Oh, yes the euro area has debt to GDP restrictions on various members' fiscal ratios and budget restrictions to boot. It also is a much less flexible place that would not be able to accommodate the kind of transactions and capital flows we see in the dollar zone. Trash the US credit rating and you'll live in a garbage dump for sure, wherever you live.  Imagine how international capital flows would dry up if the US was no longer thought of as issuing safe debt? On second thought, don't imagine that...  

Moreover, the US is battling a crisis that has very likely seen its worst.  So reacting to the UK news as though it's a wake up call on the US seems a bit out of touch.   

Perhaps one of the oddest things is that after a warning that the UK could get its credit downgraded an extrapolation that the US might be next has sent the pound sterling soaring Vs the dollar. Huh? Buy the rumor IGNORE the fact?  C'mon that's just odd. 

We are seeing the 'best' case of buy the rumor and sell the fact embodied in dollar-selling.  Most likely it is not that at all but classic magician's misdirection. I would not say traders should fight or buck this dollar trend because that is always foolish. I would say these trends are likely to play out soon since the pound and yen are likely reacting to their own oversold positions more than to this 'news'. When the 'credit quality trade' is over, market 'insiders' will find another excuse. By that time the dollar will have stabilized, helped by an improving US economy, that once again will be leading the world into recovery. By Keynesian logic a stronger recovery should weaken the dollar by expanding the US current account deficit. And we have already seen some hint of that. I'd sooner believe that the current dollar selling is related to that than to concerns of a US credit downgrades.   
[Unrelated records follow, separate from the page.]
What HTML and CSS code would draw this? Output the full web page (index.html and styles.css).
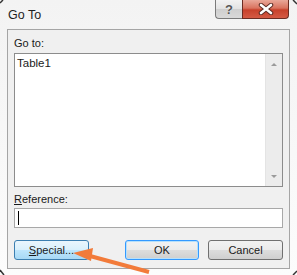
FILE: index.html
```html
<!DOCTYPE html>
<html lang="en">
<head>
    <meta charset="UTF-8">
    <title>Go To</title>
    <link rel="stylesheet" href="styles.css">
</head>
<body>
    <div id="dialog">
        <div id="titlebar">
            <div class="title">Go To</div>
            <div class="caption-buttons">
                <div class="cap-btn help">?</div>
                <div class="cap-btn close">
                    <svg width="18" height="12" viewBox="0 0 18 12">
                        <path d="M4 2 L14 10 M14 2 L4 10" stroke="#5a2a22" stroke-width="4.5" stroke-linecap="round"/>
                        <path d="M4 2 L14 10 M14 2 L4 10" stroke="#ffffff" stroke-width="2.6" stroke-linecap="round"/>
                    </svg>
                </div>
            </div>
        </div>

        <div id="client">
            <div class="label">Go to:</div>
            <div class="listbox">
                <div class="list-items">
                    <div class="list-item">Table1</div>
                </div>
                <div class="scrollbar">
                    <div class="arrow-up"></div>
                    <div class="arrow-down"></div>
                </div>
            </div>

            <div class="label ref-label"><u>R</u>eference:</div>
            <div class="textbox"><span class="caret"></span></div>

            <div class="button-row">
                <div class="btn special"><u>S</u>pecial...</div>
                <div class="btn ok">OK</div>
                <div class="btn cancel">Cancel</div>
            </div>
        </div>

        <svg class="pointer" width="297" height="275" viewBox="0 0 297 275">
            <!-- window corner marks -->
            <path d="M0 3 L3 0" stroke="#333" stroke-width="1.5"/>
            <path d="M293 0 L297 4" stroke="#333" stroke-width="1.5"/>
            <path d="M0 270 L4 275" stroke="#333" stroke-width="1.5"/>
            <path d="M293 275 L297 271" stroke="#333" stroke-width="1.5"/>
            <!-- orange arrow -->
            <line x1="149" y1="272" x2="90" y2="256" stroke="#f27b3a" stroke-width="4"/>
            <polygon points="73,253 93,248 91,261" fill="#f27b3a"/>
        </svg>
    </div>
</body>
</html>
```

FILE: styles.css
```css
body {
    margin: 0;
    background: #fbfbfb;
    font-family: "Liberation Sans", Arial, sans-serif;
    font-size: 11px;
    color: #1a1a1a;
}

#dialog {
    position: relative;
    width: 297px;
    height: 275px;
    background: linear-gradient(#f3f3f3, #fcfcfc);
    overflow: hidden;
}

#titlebar {
    display: flex;
    height: 29px;
}

.title {
    padding: 8px 0 0 8px;
    font-size: 12.5px;
    color: #1e1e1e;
}

.caption-buttons {
    display: flex;
    margin-left: auto;
    margin-right: 8px;
    height: 19px;
}

.cap-btn {
    display: flex;
    align-items: center;
    justify-content: center;
    height: 19px;
    box-sizing: border-box;
    border: 1px solid #7a7a7a;
    border-top: none;
}

.help {
    width: 27px;
    border-radius: 0 0 0 4px;
    border-right: none;
    background: linear-gradient(#f2f2f2 0%, #e2e2e2 50%, #cfcfcf 51%, #d9d9d9 100%);
    color: #555;
    font-size: 13px;
    font-weight: bold;
    text-shadow: 0 0 1px #fff;
}

.close {
    width: 47px;
    border-radius: 0 0 4px 0;
    border-color: #6b2c22;
    background: linear-gradient(#e9a899 0%, #d9735f 45%, #c7412b 55%, #d45a44 100%);
}

#client {
    margin: 0 7px;
    padding: 6px 6px 8px 6px;
    border: 1px solid #a5a5a5;
    background: #f0f0f0;
}

.label {
    height: 14px;
    line-height: 14px;
    margin-bottom: 3px;
}

.listbox {
    display: flex;
    height: 132px;
    border: 1px solid #8c8c8c;
    background: #fff;
}

.list-items {
    flex-grow: 1;
    padding: 2px 2px;
}

.list-item {
    font-size: 11.5px;
    line-height: 14px;
}

.scrollbar {
    width: 16px;
    background: #ececec;
    border-left: 1px solid #e4e4e4;
    display: flex;
    flex-direction: column;
    justify-content: space-between;
    align-items: center;
    padding: 9px 0 8px 0;
}

.arrow-up {
    border-left: 3px solid transparent;
    border-right: 3px solid transparent;
    border-bottom: 3px solid #9a9a9a;
}

.arrow-down {
    border-left: 3px solid transparent;
    border-right: 3px solid transparent;
    border-top: 3px solid #9a9a9a;
}

.ref-label {
    margin-top: 5px;
    margin-bottom: 2px;
}

.textbox {
    height: 20px;
    box-sizing: border-box;
    border: 1px solid #a8a8a8;
    background: #fff;
    padding: 2px 0 0 3px;
}

.caret {
    display: block;
    width: 1px;
    height: 14px;
    background: #000;
}

.button-row {
    display: flex;
    margin-top: 12px;
}

.btn {
    width: 75px;
    height: 20px;
    box-sizing: border-box;
    border: 1px solid #707070;
    border-radius: 3px;
    text-align: center;
    line-height: 18px;
    background: linear-gradient(#f2f2f2 0%, #ebebeb 50%, #dddddd 51%, #cfcfcf 100%);
}

.special {
    border-color: #3c7fb1;
    background: linear-gradient(#eaf6fd 0%, #d9f0fc 50%, #bee6fd 51%, #a7d9f5 100%);
}

.ok {
    margin-left: auto;
    margin-right: 9px;
    width: 74px;
    border-color: #3399ff;
    box-shadow: inset 0 0 0 1px #b6e0fb;
}

.pointer {
    position: absolute;
    left: 0;
    top: 0;
    pointer-events: none;
}
```
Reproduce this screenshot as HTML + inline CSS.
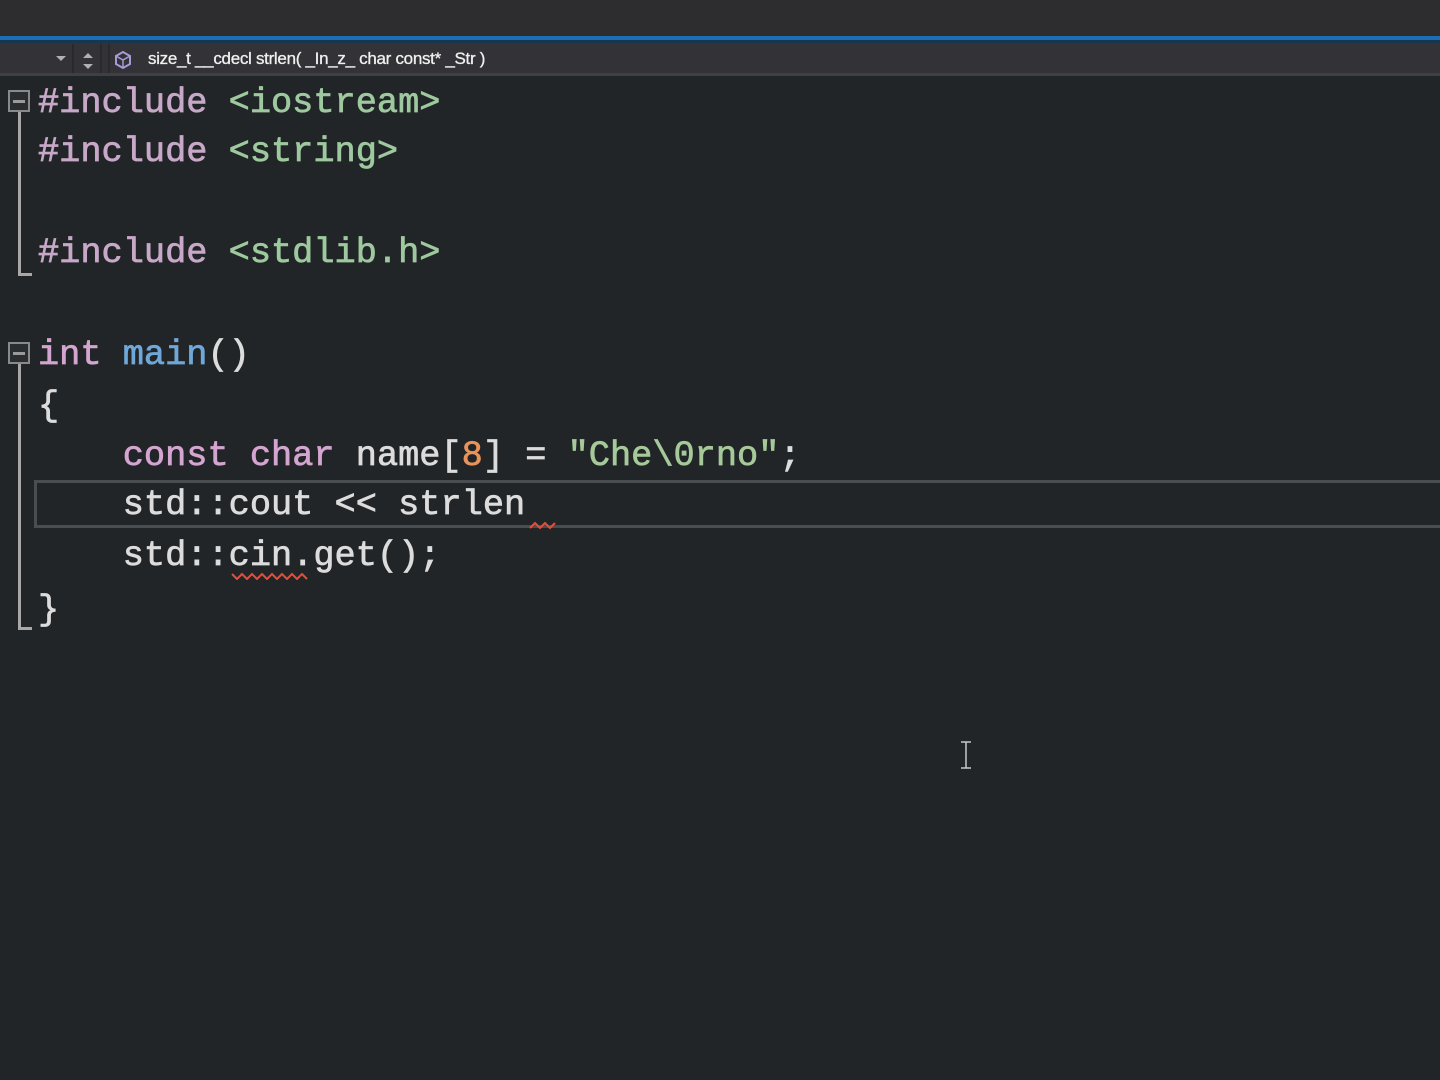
<!DOCTYPE html>
<html><head><meta charset="utf-8"><style>
html,body{margin:0;padding:0;width:1440px;height:1080px;overflow:hidden;background:#222527;}
.top{position:absolute;left:0;top:0;width:1440px;height:36px;background:#2d2d30;}
.blue{position:absolute;left:0;top:36px;width:1440px;height:4px;background:#1c6fb5;}
.blue2{position:absolute;left:0;top:40px;width:1440px;height:3px;background:#17374e;}
.nav{position:absolute;left:0;top:43px;width:1440px;height:30px;background:#333337;}
.navb{position:absolute;left:0;top:73px;width:1440px;height:3px;background:#3f3f44;}
.sep{position:absolute;top:44px;width:2px;height:29px;background:#2a2a2d;}
.navtxt{position:absolute;left:148px;top:49px;font:17px "Liberation Sans",sans-serif;color:#f0f0f0;letter-spacing:-0.3px;-webkit-text-stroke:0.3px #f0f0f0;}
.code{position:absolute;left:38px;font:35.3px "Liberation Mono",monospace;color:#dcdcdc;white-space:pre;line-height:50px;-webkit-text-stroke:0.7px currentColor;}
.pp{color:#c8a8c8}.inc{color:#9ec99e}.kw{color:#d3a5d0}.fn{color:#6fa7d8}.num{color:#e8935a}.str{color:#a6c99a}
.box{position:absolute;left:8px;width:22px;height:22px;border:2px solid #8a8a8a;box-sizing:border-box;background:#2b2e30;}
.box:after{content:"";position:absolute;left:3px;right:3px;top:8px;height:3px;background:#9a9a9a;}
.vl{position:absolute;left:18px;width:3px;background:#a8a8a8;}
.hl{position:absolute;left:18px;height:3px;width:14px;background:#a8a8a8;}
.cur{position:absolute;left:34px;top:480px;width:1420px;height:48px;border:3px solid #4a4d4f;box-sizing:border-box;}
</style></head><body>
<div class="top"></div><div class="blue"></div><div class="blue2"></div>
<div class="nav"></div><div class="navb"></div>
<div class="sep" style="left:72px"></div><div class="sep" style="left:100px"></div><div class="sep" style="left:108px"></div>
<svg style="position:absolute;left:52px;top:52px" width="50" height="22"><path d="M4 4h10l-5 5z" fill="#b0b0b0"/><path d="M31 6l5-5 5 5z" fill="#b0b0b0"/><path d="M31 12h10l-5 5z" fill="#b0b0b0"/></svg>
<svg style="position:absolute;left:113px;top:50px" width="20" height="20"><path d="M10 2l7 4v8l-7 4-7-4V6z" fill="none" stroke="#a89ad8" stroke-width="2"/><path d="M3 6l7 4 7-4M10 10v8" fill="none" stroke="#a89ad8" stroke-width="1.5"/></svg>
<div class="navtxt">size_t __cdecl strlen( _In_z_ char const* _Str )</div>

<div class="cur"></div>

<div class="box" style="top:90px"></div>
<div class="vl" style="top:112px;height:164px"></div><div class="hl" style="top:273px"></div>
<div class="box" style="top:342px"></div>
<div class="vl" style="top:364px;height:266px"></div><div class="hl" style="top:627px"></div>

<div class="code" style="top:78px"><span class="pp">#include</span> <span class="inc">&lt;iostream&gt;</span></div>
<div class="code" style="top:127px"><span class="pp">#include</span> <span class="inc">&lt;string&gt;</span></div>
<div class="code" style="top:228px"><span class="pp">#include</span> <span class="inc">&lt;stdlib.h&gt;</span></div>
<div class="code" style="top:330px"><span class="kw">int</span> <span class="fn">main</span>()</div>
<div class="code" style="top:381px">{</div>
<div class="code" style="top:431px">    <span class="kw">const</span> <span class="kw">char</span> name[<span class="num">8</span>] = <span class="str">"Che\0rno"</span>;</div>
<div class="code" style="top:480px">    std::cout &lt;&lt; strlen</div>
<div class="code" style="top:531px">    std::cin.get();</div>
<div class="code" style="top:585px">}</div>

<svg style="position:absolute;left:528px;top:520px" width="32" height="10"><path d="M2 8l5-5 5 5 5-5 5 5 5-5" fill="none" stroke="#e0503c" stroke-width="2"/></svg>
<svg style="position:absolute;left:230px;top:570px" width="86" height="10"><path d="M2 4l5 5 5-5 5 5 5-5 5 5 5-5 5 5 5-5 5 5 5-5 5 5 5-5 5 5 5-5 5 5" fill="none" stroke="#e0503c" stroke-width="2"/></svg>
<svg style="position:absolute;left:958px;top:740px" width="16" height="30"><path d="M3 2h10M8 2v26M3 28h10" fill="none" stroke="#c8c8c8" stroke-width="1.5"/></svg>
</body></html>
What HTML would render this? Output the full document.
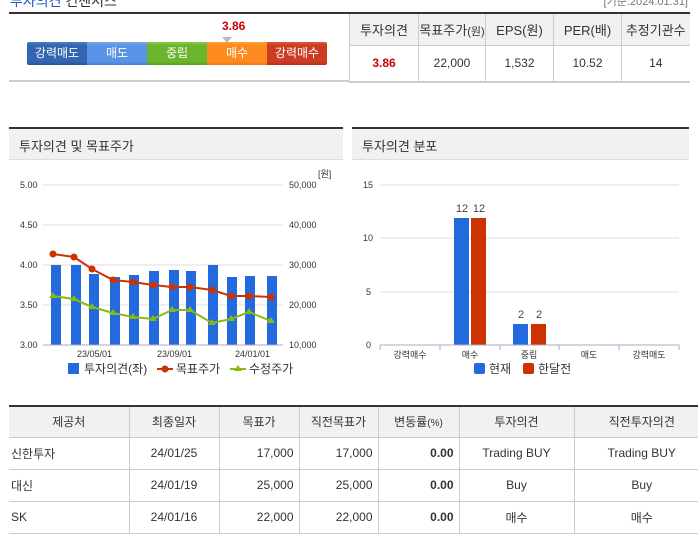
<!DOCTYPE html>
<html><head><meta charset="utf-8"><style>
*{margin:0;padding:0;box-sizing:border-box}
body{width:698px;height:516px;overflow:hidden;background:#fff;font-family:"Liberation Sans","Noto Sans CJK KR",sans-serif;font-size:12px;color:#333;position:relative}
.a{position:absolute}
table{border-collapse:collapse;position:absolute}
td{border:1px solid #ccc;text-align:center;white-space:nowrap}
.seg{position:absolute;top:42px;height:23px;width:60px;color:#fff;font-size:12px;text-align:center;line-height:23px}
</style></head><body>
<div class="a" style="left:10px;top:-9px;font-size:14px;color:#2255cc">투자의견 <span style="color:#333">컨센서스</span></div>
<div class="a" style="right:10px;top:-7px;font-size:11px;color:#777">[기준:2024.01.31]</div>
<!-- top left box -->
<div class="a" style="left:9px;top:12px;width:340px;height:70px;border-top:2px solid #333;border-bottom:2px solid #ccc"></div>
<div class="a" style="left:222px;top:19px;color:#cc0000;font-weight:bold;font-size:12px">3.86</div>
<div class="a" style="left:222px;top:37px;width:0;height:0;border-left:5px solid transparent;border-right:5px solid transparent;border-top:6px solid #bbb"></div>
<div class="seg" style="left:27px;background:linear-gradient(#4a7ec8,#3366b0 15%,#3366b0 85%,#2a5598);border-radius:2px 0 0 2px">강력매도</div>
<div class="seg" style="left:87px;background:linear-gradient(#7aa8ee,#5a94e6 15%,#5a94e6 85%,#4a80d4)">매도</div>
<div class="seg" style="left:147px;background:linear-gradient(#8cc850,#6ab52c 15%,#6ab52c 85%,#58a020)">중립</div>
<div class="seg" style="left:207px;background:linear-gradient(#ffa040,#fd8a1e 15%,#fd8a1e 85%,#f07810)">매수</div>
<div class="seg" style="left:267px;background:linear-gradient(#e05838,#cc3c22 15%,#cc3c22 85%,#b83018);border-radius:0 2px 2px 0">강력매수</div>
<!-- top right table -->
<table style="left:349px;top:12px;border-top:2px solid #333;border-bottom:2px solid #ccc;font-size:13px">
<tr style="background:#f1f1f1;height:32px"><td style="width:69px;border-left:1px solid #ccc">투자의견</td><td style="width:67px">목표주가<span style="font-size:11px">(원)</span></td><td style="width:68px">EPS(원)</td><td style="width:68px">PER(배)</td><td style="width:68px;border-right:none">추정기관수</td></tr>
<tr style="height:37px;font-size:12px"><td style="color:#cc0000;font-weight:bold">3.86</td><td>22,000</td><td>1,532</td><td>10.52</td><td style="border-right:none">14</td></tr>
</table>
<!-- left chart panel -->
<div class="a" style="left:9px;top:127px;width:334px;height:33px;border-top:2px solid #333;border-bottom:1px solid #ddd;background:#f1f1f1;padding:7px 0 0 10px;font-size:13px">투자의견 및 목표주가</div>
<svg class="a" style="left:0;top:160px" width="350" height="225" viewBox="0 160 350 225" font-family="Liberation Sans,Noto Sans CJK KR,sans-serif">
<g stroke="#ddd"><line x1="43" y1="185" x2="283" y2="185"/><line x1="43" y1="225" x2="283" y2="225"/><line x1="43" y1="265" x2="283" y2="265"/><line x1="43" y1="305" x2="283" y2="305"/></g>
<g font-size="9" fill="#333"><text x="20" y="188">5.00</text><text x="20" y="228">4.50</text><text x="20" y="268">4.00</text><text x="20" y="308">3.50</text><text x="20" y="348">3.00</text>
<text x="289" y="188">50,000</text><text x="289" y="228">40,000</text><text x="289" y="268">30,000</text><text x="289" y="308">20,000</text><text x="289" y="348">10,000</text><text x="318" y="177">[원]</text>
<text x="77" y="357">23/05/01</text><text x="157" y="357">23/09/01</text><text x="235" y="357">24/01/01</text></g>
<g fill="#226ade">
<rect x="51" y="265" width="10" height="80"/><rect x="71" y="265" width="10" height="80"/><rect x="89" y="274" width="10" height="71"/><rect x="110" y="277" width="10" height="68"/><rect x="129" y="275" width="10" height="70"/><rect x="149" y="271" width="10" height="74"/><rect x="169" y="270" width="10" height="75"/><rect x="186" y="271" width="10" height="74"/><rect x="208" y="265" width="10" height="80"/><rect x="227" y="277" width="10" height="68"/><rect x="245" y="276" width="10" height="69"/><rect x="267" y="276" width="10" height="69"/></g>
<line x1="43" y1="345" x2="283" y2="345" stroke="#aac"/>
<polyline fill="none" stroke="#cc3300" stroke-width="2" points="53,254 74,257 92,269 113,280 133,282 153,285 172,287 190,287 212,290 231,296 249,296 271,297"/>
<g fill="#cc3300"><circle cx="53" cy="254" r="3.5"/><circle cx="74" cy="257" r="3.5"/><circle cx="92" cy="269" r="3.5"/><circle cx="113" cy="280" r="3.5"/><circle cx="133" cy="282" r="3.5"/><circle cx="153" cy="285" r="3.5"/><circle cx="172" cy="287" r="3.5"/><circle cx="190" cy="287" r="3.5"/><circle cx="212" cy="290" r="3.5"/><circle cx="231" cy="296" r="3.5"/><circle cx="249" cy="296" r="3.5"/><circle cx="271" cy="297" r="3.5"/></g>
<polyline fill="none" stroke="#88bb11" stroke-width="2" points="53,296 74,299 92,307 113,313 133,317 153,319 172,310 190,310 212,323 231,319 249,312 271,321"/>
<g fill="#88bb11"><path d="M53,292l4,6h-8z"/><path d="M74,295l4,6h-8z"/><path d="M92,303l4,6h-8z"/><path d="M113,309l4,6h-8z"/><path d="M133,313l4,6h-8z"/><path d="M153,315l4,6h-8z"/><path d="M172,306l4,6h-8z"/><path d="M190,306l4,6h-8z"/><path d="M212,319l4,6h-8z"/><path d="M231,315l4,6h-8z"/><path d="M249,308l4,6h-8z"/><path d="M271,317l4,6h-8z"/></g>
<rect x="68" y="363" width="11" height="11" fill="#226ade"/><text x="84" y="373" font-size="12" fill="#333">투자의견(좌)</text>
<line x1="157" y1="369" x2="173" y2="369" stroke="#cc3300" stroke-width="2"/><circle cx="165" cy="369" r="3.5" fill="#cc3300"/><text x="176" y="373" font-size="12" fill="#333">목표주가</text>
<line x1="230" y1="369" x2="246" y2="369" stroke="#88bb11" stroke-width="2"/><path d="M238,365l4,6h-8z" fill="#88bb11"/><text x="249" y="373" font-size="12" fill="#333">수정주가</text>
</svg>
<!-- right chart panel -->
<div class="a" style="left:352px;top:127px;width:337px;height:33px;border-top:2px solid #333;border-bottom:1px solid #ddd;background:#f1f1f1;padding:7px 0 0 10px;font-size:13px">투자의견 분포</div>
<svg class="a" style="left:350px;top:160px" width="348" height="225" viewBox="350 160 348 225" font-family="Liberation Sans,Noto Sans CJK KR,sans-serif">
<g stroke="#ddd"><line x1="380" y1="185" x2="679" y2="185"/><line x1="380" y1="238" x2="679" y2="238"/><line x1="380" y1="292" x2="679" y2="292"/></g>
<g font-size="9" fill="#333"><text x="363" y="188">15</text><text x="363" y="241">10</text><text x="366" y="295">5</text><text x="366" y="348">0</text></g>
<rect x="454" y="218" width="15" height="127" fill="#226ade"/><rect x="471" y="218" width="15" height="127" fill="#cc3300"/>
<rect x="513" y="324" width="15" height="21" fill="#226ade"/><rect x="531" y="324" width="15" height="21" fill="#cc3300"/>
<g font-size="11" fill="#444" text-anchor="middle"><text x="462" y="212">12</text><text x="479" y="212">12</text><text x="521" y="318">2</text><text x="539" y="318">2</text></g>
<g stroke="#aac"><line x1="380" y1="345" x2="679" y2="345"/><line x1="380" y1="345" x2="380" y2="350"/><line x1="440" y1="345" x2="440" y2="350"/><line x1="500" y1="345" x2="500" y2="350"/><line x1="559" y1="345" x2="559" y2="350"/><line x1="619" y1="345" x2="619" y2="350"/><line x1="679" y1="345" x2="679" y2="350"/></g>
<g font-size="9" fill="#333" text-anchor="middle"><text x="410" y="358">강력매수</text><text x="470" y="358">매수</text><text x="529" y="358">중립</text><text x="589" y="358">매도</text><text x="649" y="358">강력매도</text></g>
<rect x="474" y="363" width="11" height="11" rx="2" fill="#226ade"/><text x="489" y="373" font-size="12" fill="#333">현재</text>
<rect x="523" y="363" width="11" height="11" rx="2" fill="#cc3300"/><text x="538" y="373" font-size="12" fill="#333">한달전</text>
</svg>
<!-- bottom table -->
<table style="left:9px;top:405px;width:700px;border-top:2px solid #333;font-size:12px">
<tr style="background:#f1f1f1;height:31px"><td style="width:120px;border-left:none">제공처</td><td style="width:90px">최종일자</td><td style="width:80px">목표가</td><td style="width:79px">직전목표가</td><td style="width:81px">변동률<span style="font-size:10px">(%)</span></td><td style="width:115px">투자의견</td><td style="border-right:none">직전투자의견</td></tr>
<tr style="height:32px"><td style="text-align:left;border-left:none;padding-left:2px">신한투자</td><td>24/01/25</td><td style="text-align:right;padding-right:5px">17,000</td><td style="text-align:right;padding-right:5px">17,000</td><td style="text-align:right;padding-right:5px;font-weight:bold">0.00</td><td>Trading BUY</td><td style="border-right:none">Trading BUY</td></tr>
<tr style="height:32px"><td style="text-align:left;border-left:none;padding-left:2px">대신</td><td>24/01/19</td><td style="text-align:right;padding-right:5px">25,000</td><td style="text-align:right;padding-right:5px">25,000</td><td style="text-align:right;padding-right:5px;font-weight:bold">0.00</td><td>Buy</td><td style="border-right:none">Buy</td></tr>
<tr style="height:32px"><td style="text-align:left;border-left:none;padding-left:2px">SK</td><td>24/01/16</td><td style="text-align:right;padding-right:5px">22,000</td><td style="text-align:right;padding-right:5px">22,000</td><td style="text-align:right;padding-right:5px;font-weight:bold">0.00</td><td>매수</td><td style="border-right:none">매수</td></tr>
</table>
</body></html>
Things were 'so bad' and credit fears were 'so advanced' that US share prices were rocked but they still rose on the week.  Also as speculation runs wild and pea-brains extrapolate two-point trends, let's remember that in this crisis one of the factors that stabilized markets was the Fed expanding its swap lines to foreign central banks so they could in turn provide MORE dollar financing to their banks. The dollar has been is great demand. Confidence has not been shaken.   

Currency markets can and will flutter. Rumors always have driven markets. Money is usually made by reacting to the sniff of rumor instead of waiting for the hard fact of substantiated evidence. However true that is,  that does not mean that all rumors or early moves by markets are correct. Rumors often are planted or floated to make money for the quick who see the fleeting opportunity for what it is and to catch unawares those who actually swallow the stuff whole. 

Markets fluctuate in part because they anticipate all sorts of things that do not happen or that do not happen on the market's schedule. Then there are things that are surprises. Some events are seen in advance and get discounted. But the markets mash all these sorts of reactions together in hopeless tangle. 

The Obama administration says there is nothing to these rumors and on the other hand whines that it inherited these financial problems. That is a mixture of 'hey were OK' and  '...but if we aren't, don't blame me'.  It's another example of how this administration is having a hard time sending the right message.  That's just too bad and it explains why rumors and conjectures like this have legs even if they have no heart or brain.